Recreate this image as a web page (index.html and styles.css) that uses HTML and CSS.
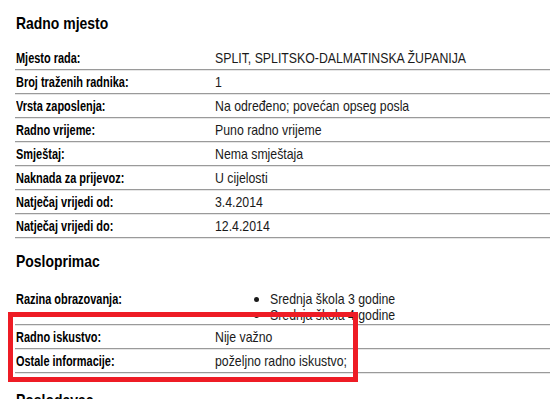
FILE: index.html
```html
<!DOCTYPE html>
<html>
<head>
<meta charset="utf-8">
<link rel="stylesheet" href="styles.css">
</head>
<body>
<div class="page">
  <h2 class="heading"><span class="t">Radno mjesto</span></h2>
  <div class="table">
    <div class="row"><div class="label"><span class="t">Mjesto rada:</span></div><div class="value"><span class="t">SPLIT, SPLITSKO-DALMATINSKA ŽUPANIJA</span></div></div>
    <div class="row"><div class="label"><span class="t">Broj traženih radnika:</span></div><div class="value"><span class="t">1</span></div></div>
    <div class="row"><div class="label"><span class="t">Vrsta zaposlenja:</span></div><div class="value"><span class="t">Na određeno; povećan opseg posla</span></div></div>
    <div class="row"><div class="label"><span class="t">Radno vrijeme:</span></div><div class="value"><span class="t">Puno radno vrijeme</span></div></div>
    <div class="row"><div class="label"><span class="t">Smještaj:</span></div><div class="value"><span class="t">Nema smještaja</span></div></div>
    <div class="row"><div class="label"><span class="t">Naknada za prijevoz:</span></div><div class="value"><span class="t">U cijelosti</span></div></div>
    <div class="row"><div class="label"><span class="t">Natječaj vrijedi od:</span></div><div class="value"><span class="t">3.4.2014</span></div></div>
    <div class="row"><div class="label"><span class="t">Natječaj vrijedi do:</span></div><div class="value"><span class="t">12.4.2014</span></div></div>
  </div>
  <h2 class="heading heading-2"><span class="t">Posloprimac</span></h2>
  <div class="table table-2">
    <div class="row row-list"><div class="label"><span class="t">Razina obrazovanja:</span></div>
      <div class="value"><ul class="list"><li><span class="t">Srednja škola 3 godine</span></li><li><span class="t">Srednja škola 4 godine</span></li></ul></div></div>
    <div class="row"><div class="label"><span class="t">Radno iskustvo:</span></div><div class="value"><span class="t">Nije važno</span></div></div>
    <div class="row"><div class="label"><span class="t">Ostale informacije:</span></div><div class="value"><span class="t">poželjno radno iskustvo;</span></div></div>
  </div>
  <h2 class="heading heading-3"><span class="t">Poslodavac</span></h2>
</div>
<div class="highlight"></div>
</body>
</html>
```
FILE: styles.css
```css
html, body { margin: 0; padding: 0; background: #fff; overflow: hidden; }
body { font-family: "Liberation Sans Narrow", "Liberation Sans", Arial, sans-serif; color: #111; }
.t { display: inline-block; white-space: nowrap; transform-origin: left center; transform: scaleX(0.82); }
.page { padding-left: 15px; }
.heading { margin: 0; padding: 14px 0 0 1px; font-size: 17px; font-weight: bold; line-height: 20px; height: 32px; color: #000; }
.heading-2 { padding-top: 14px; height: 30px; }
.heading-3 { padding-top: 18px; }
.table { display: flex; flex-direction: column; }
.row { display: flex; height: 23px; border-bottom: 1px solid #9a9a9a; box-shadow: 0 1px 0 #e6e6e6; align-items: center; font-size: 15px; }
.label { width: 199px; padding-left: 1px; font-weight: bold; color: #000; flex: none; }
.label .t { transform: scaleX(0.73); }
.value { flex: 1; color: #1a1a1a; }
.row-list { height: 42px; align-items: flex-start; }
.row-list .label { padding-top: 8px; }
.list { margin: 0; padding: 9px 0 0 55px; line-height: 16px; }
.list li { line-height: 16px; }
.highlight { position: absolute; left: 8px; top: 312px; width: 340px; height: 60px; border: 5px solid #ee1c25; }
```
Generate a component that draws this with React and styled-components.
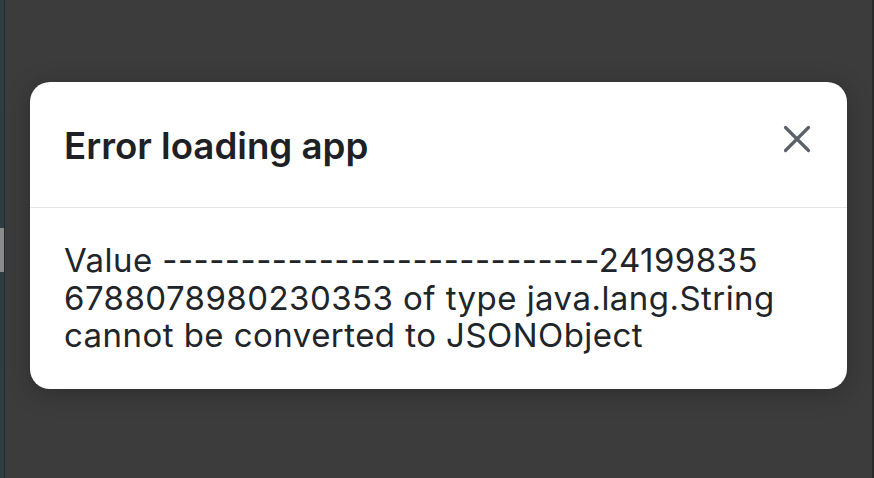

******************************

__STATED TASK__. Copy the whole listing above word for word but do not carry over the pictures.

__COMPLETE OUTPUT__.
Recreate this image as a web page (index.html and styles.css) that uses HTML and CSS.
FILE: index.html
```html
<!DOCTYPE html>
<html>
<head>
<meta charset="utf-8">
<link rel="stylesheet" href="styles.css">
</head>
<body>
<div class="page">
  <h2 class="heading"><span class="t">Radno mjesto</span></h2>
  <div class="table">
    <div class="row"><div class="label"><span class="t">Mjesto rada:</span></div><div class="value"><span class="t">SPLIT, SPLITSKO-DALMATINSKA ŽUPANIJA</span></div></div>
    <div class="row"><div class="label"><span class="t">Broj traženih radnika:</span></div><div class="value"><span class="t">1</span></div></div>
    <div class="row"><div class="label"><span class="t">Vrsta zaposlenja:</span></div><div class="value"><span class="t">Na određeno; povećan opseg posla</span></div></div>
    <div class="row"><div class="label"><span class="t">Radno vrijeme:</span></div><div class="value"><span class="t">Puno radno vrijeme</span></div></div>
    <div class="row"><div class="label"><span class="t">Smještaj:</span></div><div class="value"><span class="t">Nema smještaja</span></div></div>
    <div class="row"><div class="label"><span class="t">Naknada za prijevoz:</span></div><div class="value"><span class="t">U cijelosti</span></div></div>
    <div class="row"><div class="label"><span class="t">Natječaj vrijedi od:</span></div><div class="value"><span class="t">3.4.2014</span></div></div>
    <div class="row"><div class="label"><span class="t">Natječaj vrijedi do:</span></div><div class="value"><span class="t">12.4.2014</span></div></div>
  </div>
  <h2 class="heading heading-2"><span class="t">Posloprimac</span></h2>
  <div class="table table-2">
    <div class="row row-list"><div class="label"><span class="t">Razina obrazovanja:</span></div>
      <div class="value"><ul class="list"><li><span class="t">Srednja škola 3 godine</span></li><li><span class="t">Srednja škola 4 godine</span></li></ul></div></div>
    <div class="row"><div class="label"><span class="t">Radno iskustvo:</span></div><div class="value"><span class="t">Nije važno</span></div></div>
    <div class="row"><div class="label"><span class="t">Ostale informacije:</span></div><div class="value"><span class="t">poželjno radno iskustvo;</span></div></div>
  </div>
  <h2 class="heading heading-3"><span class="t">Poslodavac</span></h2>
</div>
<div class="highlight"></div>
</body>
</html>
```
FILE: styles.css
```css
html, body { margin: 0; padding: 0; background: #fff; overflow: hidden; }
body { font-family: "Liberation Sans Narrow", "Liberation Sans", Arial, sans-serif; color: #111; }
.t { display: inline-block; white-space: nowrap; transform-origin: left center; transform: scaleX(0.82); }
.page { padding-left: 15px; }
.heading { margin: 0; padding: 14px 0 0 1px; font-size: 17px; font-weight: bold; line-height: 20px; height: 32px; color: #000; }
.heading-2 { padding-top: 14px; height: 30px; }
.heading-3 { padding-top: 18px; }
.table { display: flex; flex-direction: column; }
.row { display: flex; height: 23px; border-bottom: 1px solid #9a9a9a; box-shadow: 0 1px 0 #e6e6e6; align-items: center; font-size: 15px; }
.label { width: 199px; padding-left: 1px; font-weight: bold; color: #000; flex: none; }
.label .t { transform: scaleX(0.73); }
.value { flex: 1; color: #1a1a1a; }
.row-list { height: 42px; align-items: flex-start; }
.row-list .label { padding-top: 8px; }
.list { margin: 0; padding: 9px 0 0 55px; line-height: 16px; }
.list li { line-height: 16px; }
.highlight { position: absolute; left: 8px; top: 312px; width: 340px; height: 60px; border: 5px solid #ee1c25; }
```
Generate a component that draws this with React and styled-components.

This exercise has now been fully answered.